**DATA BLOCK:**
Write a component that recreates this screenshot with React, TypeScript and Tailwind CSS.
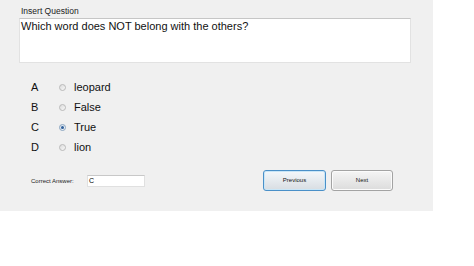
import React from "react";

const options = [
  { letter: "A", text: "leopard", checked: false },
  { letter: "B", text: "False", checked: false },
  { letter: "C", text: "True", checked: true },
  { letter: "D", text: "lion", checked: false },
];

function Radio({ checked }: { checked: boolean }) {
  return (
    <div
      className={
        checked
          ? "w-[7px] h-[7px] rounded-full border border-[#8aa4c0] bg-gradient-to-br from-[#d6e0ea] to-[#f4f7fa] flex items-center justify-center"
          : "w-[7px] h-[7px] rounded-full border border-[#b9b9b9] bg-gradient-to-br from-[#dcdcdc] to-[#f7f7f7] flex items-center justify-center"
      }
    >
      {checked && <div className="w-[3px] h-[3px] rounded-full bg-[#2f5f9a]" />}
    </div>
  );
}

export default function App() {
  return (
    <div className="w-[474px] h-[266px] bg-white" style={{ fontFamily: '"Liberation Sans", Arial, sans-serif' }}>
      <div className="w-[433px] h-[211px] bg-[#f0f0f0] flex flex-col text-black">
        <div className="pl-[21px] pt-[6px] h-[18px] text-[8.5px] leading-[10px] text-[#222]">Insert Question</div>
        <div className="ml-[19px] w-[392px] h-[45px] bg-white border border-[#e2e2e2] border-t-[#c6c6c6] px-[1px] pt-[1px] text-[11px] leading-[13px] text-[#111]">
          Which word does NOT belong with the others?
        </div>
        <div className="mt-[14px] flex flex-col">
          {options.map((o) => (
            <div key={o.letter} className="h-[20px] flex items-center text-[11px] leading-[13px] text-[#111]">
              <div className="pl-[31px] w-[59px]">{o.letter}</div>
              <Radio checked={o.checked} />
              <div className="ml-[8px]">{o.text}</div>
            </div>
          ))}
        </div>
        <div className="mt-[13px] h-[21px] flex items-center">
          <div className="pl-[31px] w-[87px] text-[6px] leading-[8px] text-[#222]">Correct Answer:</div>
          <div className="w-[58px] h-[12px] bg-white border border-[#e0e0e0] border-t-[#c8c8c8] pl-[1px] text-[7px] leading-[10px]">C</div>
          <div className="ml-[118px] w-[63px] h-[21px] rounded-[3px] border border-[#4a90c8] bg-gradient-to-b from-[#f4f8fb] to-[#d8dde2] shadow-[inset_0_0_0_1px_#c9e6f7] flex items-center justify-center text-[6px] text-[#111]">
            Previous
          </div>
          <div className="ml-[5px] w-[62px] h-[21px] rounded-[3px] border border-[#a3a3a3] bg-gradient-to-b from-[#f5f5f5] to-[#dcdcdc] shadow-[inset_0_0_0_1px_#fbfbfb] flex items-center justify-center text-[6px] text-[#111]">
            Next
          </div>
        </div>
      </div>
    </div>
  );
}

**OBJECTIVE:** Retype the data above exactly; pictures are not part of the copy.

**CORRECT RESULT:**
Write a component that recreates this screenshot with React, TypeScript and Tailwind CSS.
import React from "react";

const options = [
  { letter: "A", text: "leopard", checked: false },
  { letter: "B", text: "False", checked: false },
  { letter: "C", text: "True", checked: true },
  { letter: "D", text: "lion", checked: false },
];

function Radio({ checked }: { checked: boolean }) {
  return (
    <div
      className={
        checked
          ? "w-[7px] h-[7px] rounded-full border border-[#8aa4c0] bg-gradient-to-br from-[#d6e0ea] to-[#f4f7fa] flex items-center justify-center"
          : "w-[7px] h-[7px] rounded-full border border-[#b9b9b9] bg-gradient-to-br from-[#dcdcdc] to-[#f7f7f7] flex items-center justify-center"
      }
    >
      {checked && <div className="w-[3px] h-[3px] rounded-full bg-[#2f5f9a]" />}
    </div>
  );
}

export default function App() {
  return (
    <div className="w-[474px] h-[266px] bg-white" style={{ fontFamily: '"Liberation Sans", Arial, sans-serif' }}>
      <div className="w-[433px] h-[211px] bg-[#f0f0f0] flex flex-col text-black">
        <div className="pl-[21px] pt-[6px] h-[18px] text-[8.5px] leading-[10px] text-[#222]">Insert Question</div>
        <div className="ml-[19px] w-[392px] h-[45px] bg-white border border-[#e2e2e2] border-t-[#c6c6c6] px-[1px] pt-[1px] text-[11px] leading-[13px] text-[#111]">
          Which word does NOT belong with the others?
        </div>
        <div className="mt-[14px] flex flex-col">
          {options.map((o) => (
            <div key={o.letter} className="h-[20px] flex items-center text-[11px] leading-[13px] text-[#111]">
              <div className="pl-[31px] w-[59px]">{o.letter}</div>
              <Radio checked={o.checked} />
              <div className="ml-[8px]">{o.text}</div>
            </div>
          ))}
        </div>
        <div className="mt-[13px] h-[21px] flex items-center">
          <div className="pl-[31px] w-[87px] text-[6px] leading-[8px] text-[#222]">Correct Answer:</div>
          <div className="w-[58px] h-[12px] bg-white border border-[#e0e0e0] border-t-[#c8c8c8] pl-[1px] text-[7px] leading-[10px]">C</div>
          <div className="ml-[118px] w-[63px] h-[21px] rounded-[3px] border border-[#4a90c8] bg-gradient-to-b from-[#f4f8fb] to-[#d8dde2] shadow-[inset_0_0_0_1px_#c9e6f7] flex items-center justify-center text-[6px] text-[#111]">
            Previous
          </div>
          <div className="ml-[5px] w-[62px] h-[21px] rounded-[3px] border border-[#a3a3a3] bg-gradient-to-b from-[#f5f5f5] to-[#dcdcdc] shadow-[inset_0_0_0_1px_#fbfbfb] flex items-center justify-center text-[6px] text-[#111]">
            Next
          </div>
        </div>
      </div>
    </div>
  );
}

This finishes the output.